Supplied data

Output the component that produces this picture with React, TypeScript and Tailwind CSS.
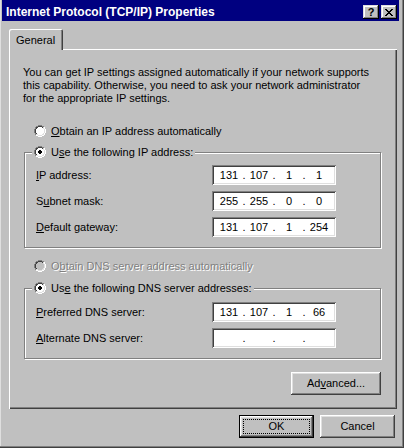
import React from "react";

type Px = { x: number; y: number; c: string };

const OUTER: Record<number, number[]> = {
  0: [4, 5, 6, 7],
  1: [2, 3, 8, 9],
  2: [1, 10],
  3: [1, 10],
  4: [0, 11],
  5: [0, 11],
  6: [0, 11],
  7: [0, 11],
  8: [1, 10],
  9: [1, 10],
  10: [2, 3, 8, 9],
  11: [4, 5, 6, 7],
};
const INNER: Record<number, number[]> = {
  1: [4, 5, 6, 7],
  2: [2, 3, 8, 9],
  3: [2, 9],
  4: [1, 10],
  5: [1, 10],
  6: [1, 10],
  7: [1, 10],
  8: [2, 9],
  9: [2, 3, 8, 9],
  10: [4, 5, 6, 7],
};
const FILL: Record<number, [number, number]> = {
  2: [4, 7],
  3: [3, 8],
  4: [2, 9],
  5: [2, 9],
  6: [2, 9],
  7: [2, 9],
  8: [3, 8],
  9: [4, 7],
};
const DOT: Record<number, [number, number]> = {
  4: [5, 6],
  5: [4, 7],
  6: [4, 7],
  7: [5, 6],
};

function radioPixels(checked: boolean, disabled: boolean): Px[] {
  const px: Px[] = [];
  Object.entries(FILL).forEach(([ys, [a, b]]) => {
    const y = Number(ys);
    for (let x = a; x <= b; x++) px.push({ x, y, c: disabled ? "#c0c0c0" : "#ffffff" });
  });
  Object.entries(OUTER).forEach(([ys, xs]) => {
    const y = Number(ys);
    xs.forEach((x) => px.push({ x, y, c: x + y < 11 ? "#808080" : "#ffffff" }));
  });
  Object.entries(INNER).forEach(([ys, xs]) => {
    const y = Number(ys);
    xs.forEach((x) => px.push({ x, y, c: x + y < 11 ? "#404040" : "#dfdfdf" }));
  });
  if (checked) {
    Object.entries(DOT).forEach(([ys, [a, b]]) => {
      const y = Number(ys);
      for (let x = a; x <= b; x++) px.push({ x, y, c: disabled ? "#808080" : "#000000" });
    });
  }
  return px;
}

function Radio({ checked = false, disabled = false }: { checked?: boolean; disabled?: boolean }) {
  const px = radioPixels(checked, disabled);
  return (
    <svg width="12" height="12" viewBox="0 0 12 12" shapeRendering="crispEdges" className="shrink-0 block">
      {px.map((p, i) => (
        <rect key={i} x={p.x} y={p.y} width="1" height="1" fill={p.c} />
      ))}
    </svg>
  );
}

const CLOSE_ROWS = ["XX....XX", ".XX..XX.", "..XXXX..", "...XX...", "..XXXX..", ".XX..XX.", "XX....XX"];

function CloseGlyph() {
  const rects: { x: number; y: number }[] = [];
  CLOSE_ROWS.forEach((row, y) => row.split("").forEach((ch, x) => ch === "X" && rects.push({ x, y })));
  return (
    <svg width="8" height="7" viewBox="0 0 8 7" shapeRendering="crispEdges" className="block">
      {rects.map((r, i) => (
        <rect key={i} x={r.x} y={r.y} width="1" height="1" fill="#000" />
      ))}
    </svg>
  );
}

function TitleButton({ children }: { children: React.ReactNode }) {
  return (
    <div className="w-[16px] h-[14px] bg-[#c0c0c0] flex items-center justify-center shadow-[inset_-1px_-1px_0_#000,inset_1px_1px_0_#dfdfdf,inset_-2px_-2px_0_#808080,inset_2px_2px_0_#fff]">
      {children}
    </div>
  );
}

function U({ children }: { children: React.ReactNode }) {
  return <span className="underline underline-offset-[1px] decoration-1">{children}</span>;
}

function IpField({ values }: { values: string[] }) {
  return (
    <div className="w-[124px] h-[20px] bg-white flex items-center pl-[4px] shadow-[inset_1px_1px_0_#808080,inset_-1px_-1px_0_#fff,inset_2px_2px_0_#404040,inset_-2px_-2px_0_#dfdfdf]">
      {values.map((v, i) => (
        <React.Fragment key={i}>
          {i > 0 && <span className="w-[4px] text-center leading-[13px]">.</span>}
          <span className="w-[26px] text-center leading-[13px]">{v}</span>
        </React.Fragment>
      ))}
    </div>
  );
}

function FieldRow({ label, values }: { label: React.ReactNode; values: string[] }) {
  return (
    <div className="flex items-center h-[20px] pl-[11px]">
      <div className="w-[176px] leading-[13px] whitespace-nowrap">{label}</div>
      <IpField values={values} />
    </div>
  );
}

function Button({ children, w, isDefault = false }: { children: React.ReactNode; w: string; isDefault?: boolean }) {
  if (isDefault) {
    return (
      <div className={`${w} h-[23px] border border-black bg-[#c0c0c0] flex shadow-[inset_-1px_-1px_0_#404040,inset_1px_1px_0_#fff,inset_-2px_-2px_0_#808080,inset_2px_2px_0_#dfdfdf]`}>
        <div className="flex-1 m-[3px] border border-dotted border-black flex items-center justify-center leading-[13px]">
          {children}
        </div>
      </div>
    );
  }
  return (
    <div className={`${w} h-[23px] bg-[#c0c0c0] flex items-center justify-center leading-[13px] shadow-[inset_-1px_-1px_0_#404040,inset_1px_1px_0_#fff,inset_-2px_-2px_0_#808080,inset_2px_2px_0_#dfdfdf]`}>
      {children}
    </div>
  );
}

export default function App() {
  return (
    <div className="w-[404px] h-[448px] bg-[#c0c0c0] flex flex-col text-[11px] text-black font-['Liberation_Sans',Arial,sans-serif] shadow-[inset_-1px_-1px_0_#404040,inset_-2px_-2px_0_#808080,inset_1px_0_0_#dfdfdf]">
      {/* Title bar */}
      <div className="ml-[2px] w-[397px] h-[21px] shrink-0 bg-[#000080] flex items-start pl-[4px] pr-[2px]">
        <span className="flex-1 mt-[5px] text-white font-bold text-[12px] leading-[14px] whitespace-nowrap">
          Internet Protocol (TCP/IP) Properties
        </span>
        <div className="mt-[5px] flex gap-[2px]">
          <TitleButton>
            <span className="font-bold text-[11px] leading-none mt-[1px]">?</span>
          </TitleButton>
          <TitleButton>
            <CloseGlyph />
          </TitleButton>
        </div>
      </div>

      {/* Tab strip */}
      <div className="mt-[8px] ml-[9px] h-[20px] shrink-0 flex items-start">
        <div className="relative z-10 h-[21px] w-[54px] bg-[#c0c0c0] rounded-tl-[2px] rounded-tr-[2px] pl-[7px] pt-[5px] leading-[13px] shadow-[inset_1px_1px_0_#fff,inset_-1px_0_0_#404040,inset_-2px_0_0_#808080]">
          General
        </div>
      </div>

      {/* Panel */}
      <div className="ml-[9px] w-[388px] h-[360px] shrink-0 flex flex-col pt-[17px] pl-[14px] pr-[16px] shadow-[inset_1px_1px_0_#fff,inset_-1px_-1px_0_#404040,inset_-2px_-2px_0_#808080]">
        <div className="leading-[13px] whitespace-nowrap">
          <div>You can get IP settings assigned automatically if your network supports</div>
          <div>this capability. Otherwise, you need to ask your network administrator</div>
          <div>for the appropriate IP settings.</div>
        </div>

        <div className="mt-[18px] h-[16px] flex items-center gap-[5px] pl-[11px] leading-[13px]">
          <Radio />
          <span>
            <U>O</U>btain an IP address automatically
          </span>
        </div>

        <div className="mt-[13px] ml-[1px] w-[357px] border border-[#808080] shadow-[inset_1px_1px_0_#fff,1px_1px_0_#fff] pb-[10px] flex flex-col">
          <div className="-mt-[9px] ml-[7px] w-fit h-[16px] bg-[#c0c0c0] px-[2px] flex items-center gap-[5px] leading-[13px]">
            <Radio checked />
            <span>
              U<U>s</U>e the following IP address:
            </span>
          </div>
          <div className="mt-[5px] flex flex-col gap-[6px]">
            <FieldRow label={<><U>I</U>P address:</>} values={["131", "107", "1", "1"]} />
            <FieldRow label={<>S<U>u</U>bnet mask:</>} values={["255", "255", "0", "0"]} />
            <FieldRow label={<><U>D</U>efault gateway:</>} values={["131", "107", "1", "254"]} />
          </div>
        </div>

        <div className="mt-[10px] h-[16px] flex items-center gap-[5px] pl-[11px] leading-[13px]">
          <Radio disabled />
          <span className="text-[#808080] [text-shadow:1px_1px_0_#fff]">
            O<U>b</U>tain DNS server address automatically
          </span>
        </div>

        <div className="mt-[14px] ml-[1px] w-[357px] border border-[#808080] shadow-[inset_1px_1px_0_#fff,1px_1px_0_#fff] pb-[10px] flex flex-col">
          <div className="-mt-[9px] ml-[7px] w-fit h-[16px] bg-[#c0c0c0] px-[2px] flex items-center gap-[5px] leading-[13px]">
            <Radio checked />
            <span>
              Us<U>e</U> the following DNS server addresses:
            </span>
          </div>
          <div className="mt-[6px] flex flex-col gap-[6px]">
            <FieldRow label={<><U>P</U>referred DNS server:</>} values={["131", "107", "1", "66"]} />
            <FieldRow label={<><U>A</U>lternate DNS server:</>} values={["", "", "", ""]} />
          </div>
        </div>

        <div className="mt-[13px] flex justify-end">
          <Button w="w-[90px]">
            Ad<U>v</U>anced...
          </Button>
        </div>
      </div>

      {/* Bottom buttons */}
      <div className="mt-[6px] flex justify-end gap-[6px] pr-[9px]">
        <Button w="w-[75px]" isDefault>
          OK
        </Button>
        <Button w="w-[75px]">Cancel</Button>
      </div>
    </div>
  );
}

Exercise brief
Only the lines from the start of the material through the line containing "number; y: number;" should be transcribed. Pictures stay out.

Result of this exercise
Output the component that produces this picture with React, TypeScript and Tailwind CSS.
import React from "react";

type Px = { x: number; y: number; c: string };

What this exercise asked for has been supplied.